--- BEGIN RECORDS FOR THE EXERCISE ---

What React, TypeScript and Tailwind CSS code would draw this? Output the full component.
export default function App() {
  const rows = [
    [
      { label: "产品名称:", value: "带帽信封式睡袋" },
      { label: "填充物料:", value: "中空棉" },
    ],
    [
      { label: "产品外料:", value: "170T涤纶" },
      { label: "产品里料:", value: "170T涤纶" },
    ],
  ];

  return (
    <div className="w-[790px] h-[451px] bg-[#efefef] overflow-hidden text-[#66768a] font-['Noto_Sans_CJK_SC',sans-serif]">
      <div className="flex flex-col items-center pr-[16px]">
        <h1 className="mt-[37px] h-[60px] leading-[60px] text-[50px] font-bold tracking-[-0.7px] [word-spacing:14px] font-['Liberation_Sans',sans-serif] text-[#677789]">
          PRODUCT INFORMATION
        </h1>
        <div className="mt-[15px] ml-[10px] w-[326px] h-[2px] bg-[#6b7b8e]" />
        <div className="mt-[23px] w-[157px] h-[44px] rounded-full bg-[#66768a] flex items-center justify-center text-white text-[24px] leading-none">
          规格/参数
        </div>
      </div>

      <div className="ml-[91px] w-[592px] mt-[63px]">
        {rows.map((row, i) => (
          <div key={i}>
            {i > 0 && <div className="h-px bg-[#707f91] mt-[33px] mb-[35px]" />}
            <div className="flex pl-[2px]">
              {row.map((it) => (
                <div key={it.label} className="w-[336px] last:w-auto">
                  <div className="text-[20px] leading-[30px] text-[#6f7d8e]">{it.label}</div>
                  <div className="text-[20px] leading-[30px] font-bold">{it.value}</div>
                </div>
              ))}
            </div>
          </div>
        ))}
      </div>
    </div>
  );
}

--- END RECORDS FOR THE EXERCISE ---
--- BEGIN RECORDS FOR THE EXERCISE ---

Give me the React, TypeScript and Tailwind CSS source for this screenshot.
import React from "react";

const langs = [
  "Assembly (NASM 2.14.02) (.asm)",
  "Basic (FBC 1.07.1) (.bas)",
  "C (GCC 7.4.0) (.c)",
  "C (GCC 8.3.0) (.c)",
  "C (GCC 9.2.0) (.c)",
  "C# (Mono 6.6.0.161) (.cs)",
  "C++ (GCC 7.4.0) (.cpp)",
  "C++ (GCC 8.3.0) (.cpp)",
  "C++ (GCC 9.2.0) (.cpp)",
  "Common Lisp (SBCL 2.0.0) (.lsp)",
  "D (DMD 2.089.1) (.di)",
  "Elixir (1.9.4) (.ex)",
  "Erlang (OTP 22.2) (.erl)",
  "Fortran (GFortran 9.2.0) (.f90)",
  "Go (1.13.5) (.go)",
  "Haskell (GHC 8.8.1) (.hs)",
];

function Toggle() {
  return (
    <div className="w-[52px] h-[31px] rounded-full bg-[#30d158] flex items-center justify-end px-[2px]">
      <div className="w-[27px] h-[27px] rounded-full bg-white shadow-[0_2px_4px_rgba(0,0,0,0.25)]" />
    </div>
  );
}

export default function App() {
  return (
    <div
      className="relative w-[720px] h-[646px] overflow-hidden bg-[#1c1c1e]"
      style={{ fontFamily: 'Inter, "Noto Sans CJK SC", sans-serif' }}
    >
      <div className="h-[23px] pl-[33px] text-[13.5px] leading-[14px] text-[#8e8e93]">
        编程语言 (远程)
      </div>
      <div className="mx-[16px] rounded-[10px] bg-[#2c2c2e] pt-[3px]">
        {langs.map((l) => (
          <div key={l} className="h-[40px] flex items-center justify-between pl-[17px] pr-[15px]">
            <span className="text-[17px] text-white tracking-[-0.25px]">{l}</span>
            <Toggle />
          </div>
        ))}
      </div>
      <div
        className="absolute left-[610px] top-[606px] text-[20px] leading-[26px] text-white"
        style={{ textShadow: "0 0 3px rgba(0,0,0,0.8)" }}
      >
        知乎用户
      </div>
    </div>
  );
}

--- END RECORDS FOR THE EXERCISE ---

● REQUIRED WORK: Give back exactly the lines running from the line that contains "Give me the" through the line that contains "import React from", and nothing outside them.

● FULL ANSWER:
Give me the React, TypeScript and Tailwind CSS source for this screenshot.
import React from "react";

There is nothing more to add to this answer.